Нужно ли это моей актерской природе, мне, молодому человеку, тоже влюбленному в театр, но мечтающему быть актером во всем великом значении этого слова? Нет, не нужно!

Кто из нас не мечтал быть идеальным актером, актером -властителем дум!

Вот с такими смятенными чувствами я оказался у двери, где золотом по черному было написано: "Дирекция Камерного театра". Не приняв никакого внутреннего для себя решения, я пришел в точно назначенный час к Таирову.

Мило улыбнувшись, Раиса Михайловна сказала, что Александр Яковлевич меня ждет, но у него сейчас корреспонденты.

- Вот посмотрите журналы! - и она подала роскошные заграничные издания о гастролях Камерного театра в Европе.

Таиров встретил меня обаятельной улыбкой (в театре вообще очень мило и много улыбались) и долго всматривался в меня, прежде чем начать разговор.

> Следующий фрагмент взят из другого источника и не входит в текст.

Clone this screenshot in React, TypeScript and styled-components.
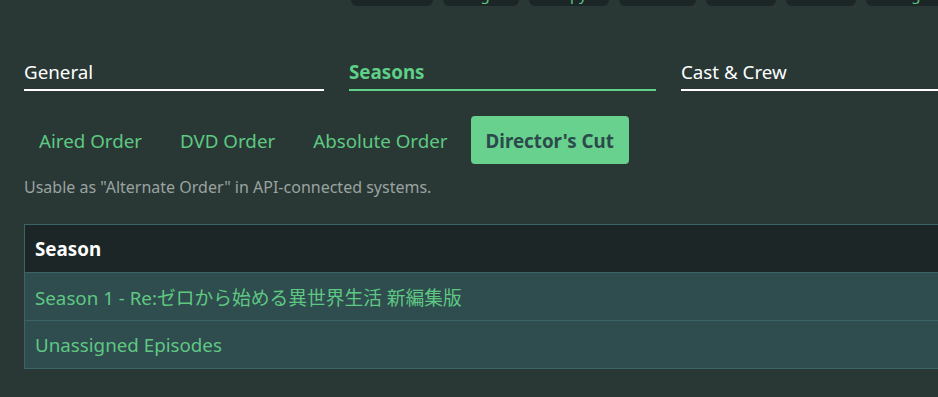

Я тоже не терял времени и успел рассмотреть собеседника. У него были глубокие темные глаза, немного усталые, и если бы не блеск, заставлявший их искриться, я мог бы сказать, что они грустные.

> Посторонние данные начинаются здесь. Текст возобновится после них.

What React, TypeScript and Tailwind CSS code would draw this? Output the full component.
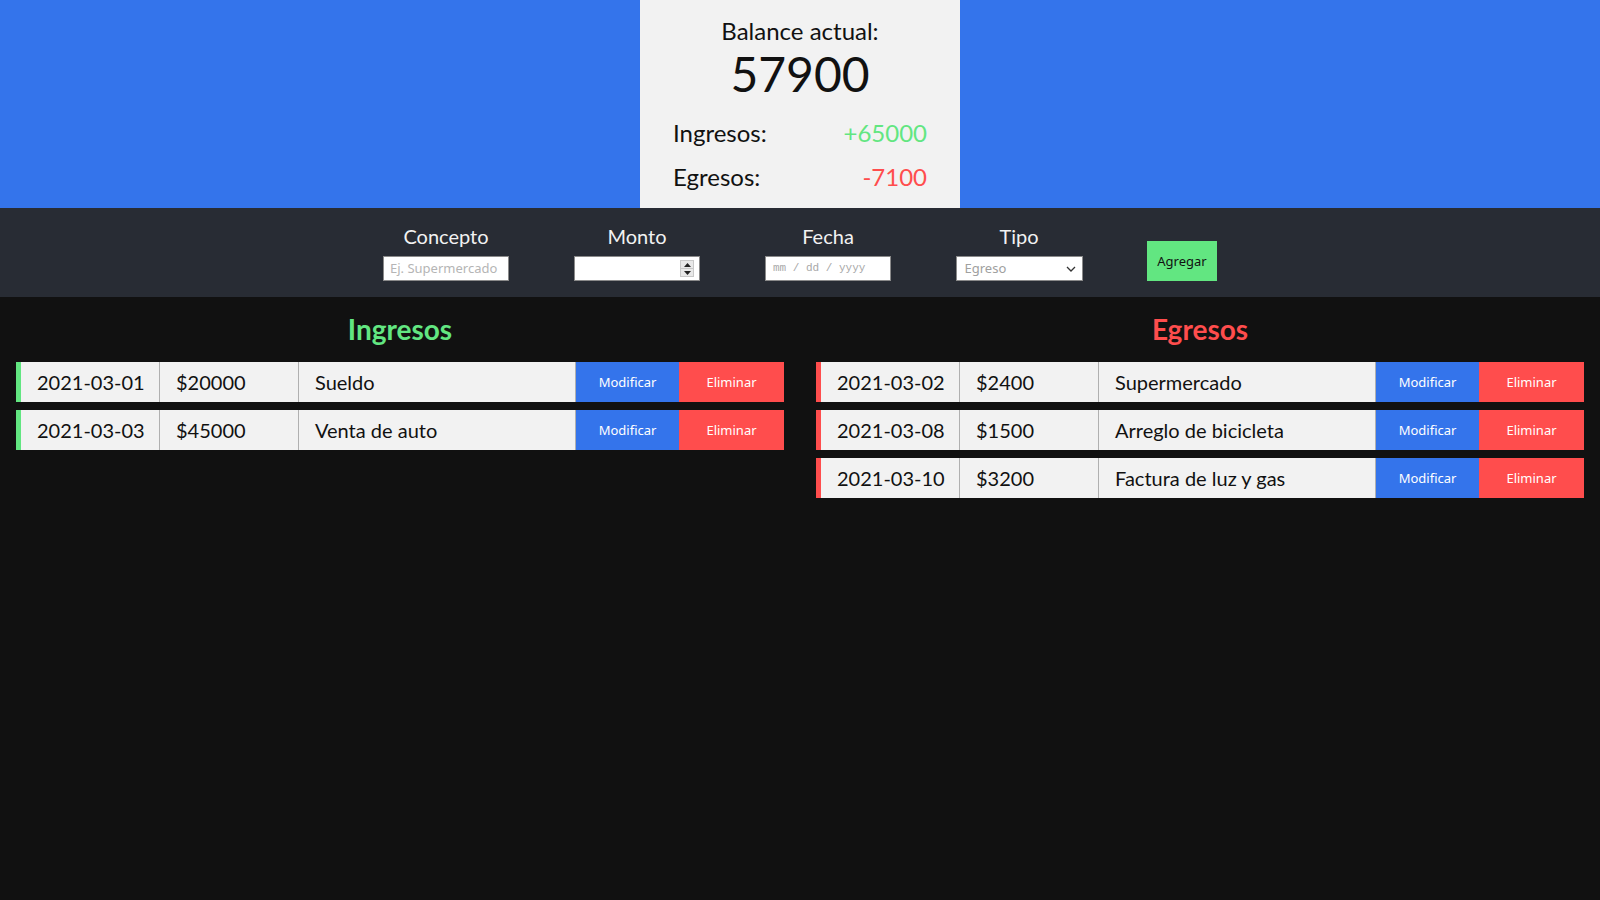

Он смотрел на меня долго, мне даже показалось, что чересчур долго, но доброжелательно и понимающе.

Слегка дрожащей рукой он то и дело поправлял прическу, производя пальцами движение, будто застегивал пуговицы. Был Таиров в теплом пиджаке и в очень теплом пушистом длинном шарфе, в который, обмотав шею и перекинув конец за спину, кутался, отчего казалось, что он зябнет.

Наконец Александр Яковлевич сказал:

- Пусть вас не смущает, что я долго и пристально вас рассматривал. Мне много говорила о вас Фаина Григорьевна. Я ее очень люблю и уважаю. Она прекрасная актриса. Но заочная рекомендация остается заочной. А позавчера я видел вас в "Путевке в жизнь". Знаете, там вы кажетесь гораздо ниже ростом, чем в жизни, и вообще... вы какой-то другой, чем на экране.

- Это плохо или хорошо? - спросил я.

- Меня это радует. Я полагал, что вы ниже, а вы оказались выше ростом. Значит, когда нужно, вы можете убедить меня...

Вот так начался наш первый разговор с Таировым. Я чувствовал, что он говорит со мной осторожно, не спешит сказать: "давайте работать", а деловито меня прощупывает, как щупают материал, когда подбирают на пальто: в ту ли сторону ворсинка, как хотелось бы!